After six months of battle, the Austrian garrison at Przemysl (now in Poland), the citadel guarding the northeastern-most point of the Austro-Hungarian empire, falls to the Russians on March 22, 1915.
During the first weeks of World War I in August 1914, Russia had been able to mobilize more quickly than the Central Powers had expected, sending two armies into East Prussia and four into the Austrian province of Galicia, along the northern slopes of the Carpathian Mountains (now southeast Poland and western Ukraine). In Galicia, two armies moved in from the east and two from the west, both steadily advancing through the region, scoring victories over inferior numbers of Austrian troops, including at Lemberg (now Lvov) in early September.
Franz Conrad von Hotzendorff, chief of the Austrian general staff, had set up headquarters in Przemysl in accordance with his growing conviction that Galicia was a crucial front in the war, and that Russia—not Serbia, as Austrian military commanders had originally intended—had become the Austrian army’s central opponent. Przemysl became a rallying point for the Austrians. As Conrad’s headquarters, the city had been given seven new defensive fortifications—consisting of trenches and barbed wire—and proved surprisingly resilient against the Russian onslaught. On September 16, 1914, its garrison was ordered to hold out until the end. Five days later, Russia’s 8th Army, commanded by A.A. Brusilov, began their siege. Austria’s 3rd Army fought forward and reinforced the garrison, where provisions soon began to dwindle among a growing number of troops. In mid-October, the Austrians managed to rebuild one of the nearby railway lines (previously destroyed by the Russians) and keep it open long enough to bring in supplies for the 130,000 soldiers—and 30,000 civilians—now in Przemysl.

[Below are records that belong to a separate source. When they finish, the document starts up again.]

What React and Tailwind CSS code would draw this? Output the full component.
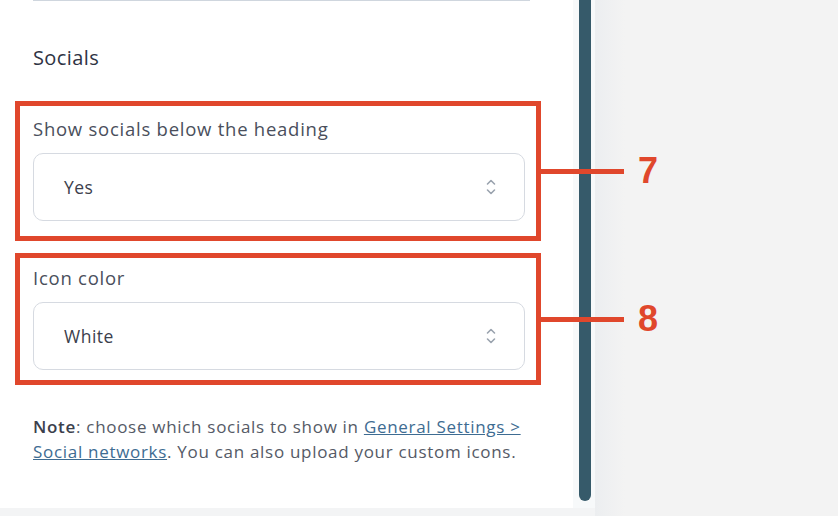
import React from 'react'

const Chevrons = () => (
  <svg width="12" height="20" viewBox="0 0 12 20" fill="none" stroke="#9aa3ae" strokeWidth="1.6" strokeLinecap="round" strokeLinejoin="round">
    <path d="M2.5 7l3.5-3.5L9.5 7" />
    <path d="M2.5 13l3.5 3.5L9.5 13" />
  </svg>
)

const SelectField = ({ value }) => (
  <div className="h-[68px] w-[492px] rounded-[10px] border border-[#d6dae1] bg-white flex items-center justify-between pl-[30px] pr-[27px]">
    <span className="text-[17.5px] tracking-[0.5px] text-[#3b404c]">{value}</span>
    <Chevrons />
  </div>
)

const Callout = ({ number, children, className }) => (
  <div className={`relative border-[5px] border-[#e0472c] ${className}`}>
    {children}
    <div className="absolute left-full top-1/2 -translate-y-1/2 flex items-center z-10">
      <div className="w-[88px] h-[5px] bg-[#e0472c]" />
      <span className="ml-[14px] text-[36px] font-bold text-[#e0472c] leading-none" style={{ fontFamily: '"Liberation Sans", Arial, sans-serif' }}>
        {number}
      </span>
    </div>
  </div>
)

export default function App() {
  return (
    <div className="flex h-[516px] w-full bg-[#f3f4f5]" style={{ fontFamily: '"Open Sans", Lato, sans-serif' }}>
      <div className="flex flex-col w-[595px]">
        <div className="flex h-[508px]">
          <div className="w-[573px] bg-white relative z-10">
            <div className="ml-[33px] w-[497px] h-px bg-[#cfd6de]" />
            <h2 className="ml-[33px] mt-[44px] text-[20px] font-medium tracking-[0.4px] text-[#2e3343] leading-[26px]">Socials</h2>

            <Callout number="7" className="ml-[15px] mt-[30px] w-[526px] h-[140px] pt-[11px] pl-[13px]">
              <div className="text-[18.5px] tracking-[0.75px] text-[#4a4f5c] leading-[24px]">Show socials below the heading</div>
              <div className="mt-[12px]">
                <SelectField value="Yes" />
              </div>
            </Callout>

            <Callout number="8" className="ml-[15px] mt-[12px] w-[526px] h-[132px] pt-[8px] pl-[13px]">
              <div className="text-[18.5px] tracking-[0.75px] text-[#4a4f5c] leading-[24px]">Icon color</div>
              <div className="mt-[12px]">
                <SelectField value="White" />
              </div>
            </Callout>

            <p className="ml-[33px] mt-[29px] w-[500px] text-[17px] tracking-[0.7px] leading-[25px] text-[#555a66]">
              <span className="font-semibold text-[#3b404c]">Note</span>: choose which socials to show in{' '}
              <a href="#" className="text-[#3e6c92] underline">General Settings &gt; Social networks</a>. You can also upload your custom icons.
            </p>
          </div>
          <div className="w-[22px] bg-[#f7f9fa] pl-[6px]">
            <div className="w-[12px] h-[501px] bg-[#365a6a] rounded-b-[6px]" />
          </div>
        </div>
        <div className="flex-1 bg-[#f3f4f5]" />
      </div>
      <div className="flex-1 bg-[linear-gradient(to_right,#eceef0,#f3f3f3_30px)]" />
    </div>
  )
}
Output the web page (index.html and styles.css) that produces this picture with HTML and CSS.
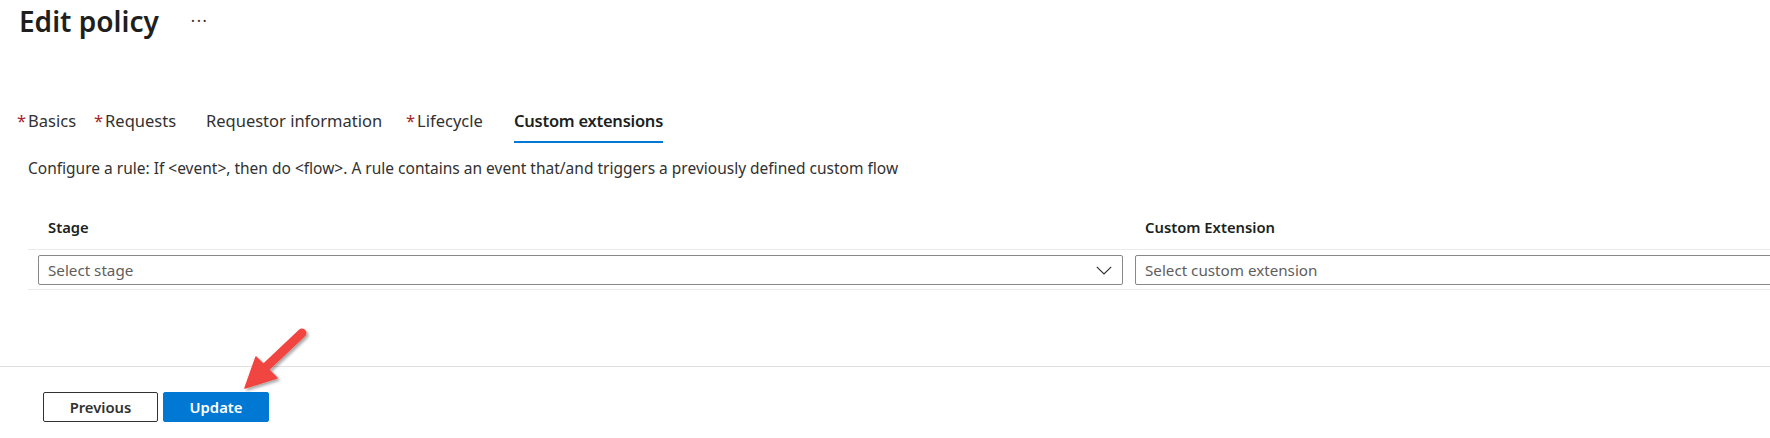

The stalwart Austrian resistance at Przemysl tied up the Russian army, buying Austria-Hungary time to recoup its strength and slowing the Russians on their advance across the Carpathian Mountains toward the plains of Hungary. As the siege continued into the winter, neither side was prepared for the worsening conditions. Brusilov wrote of his army that they were literally unclad. Their summer clothing was worn outmy men, up to their knees in snow and enduring the most severe frosts had not yet received their winter kit. As for the men within Przemysl’s walls, they too were severely under-supplied and were forced to ration their food beginning in mid-November.
During the final days of battle at Przemysl, fierce blizzards raged, and hundreds of wounded men froze to death on the battlefield before they could be treated. As Alexander von Krobatin, Austria’s minister of war, wrote of the surrender, which finally took place on March 22, 1915: the food supply grew daily more and more scanty, until on the morning of the 22nd there was not a particle of bread in the stores, not a pound of meat or flour available, so that the commander of the fortress decided to surrender. Among the spoils of victory for the exhausted Russian forces were 700 heavy guns captured along with 120,000 Austrian solders (including nine generals).
By the end of March, then, Russia’s armies were poised to move into Hungary. The loss of Przemysl and the seeming weakness of their Austrian ally against the Russians disheartened the Germans, a mood tempered only by the British navy’s spectacular failure against the Turks at the Dardanelles that same month. As Admiral Alfred von Tirpitz wrote: Everywhere the Russians are attacking ruthlessly and the Austrians are always beaten, and we too are getting nervous. Hindenburg is coming to the end of his resources. Germany would now be forced to turn its attention and resources to shoring up its Austrian ally in the east. For his part, Conrad complained that his German allies had won their victories at our expense; they have left us in the lurch.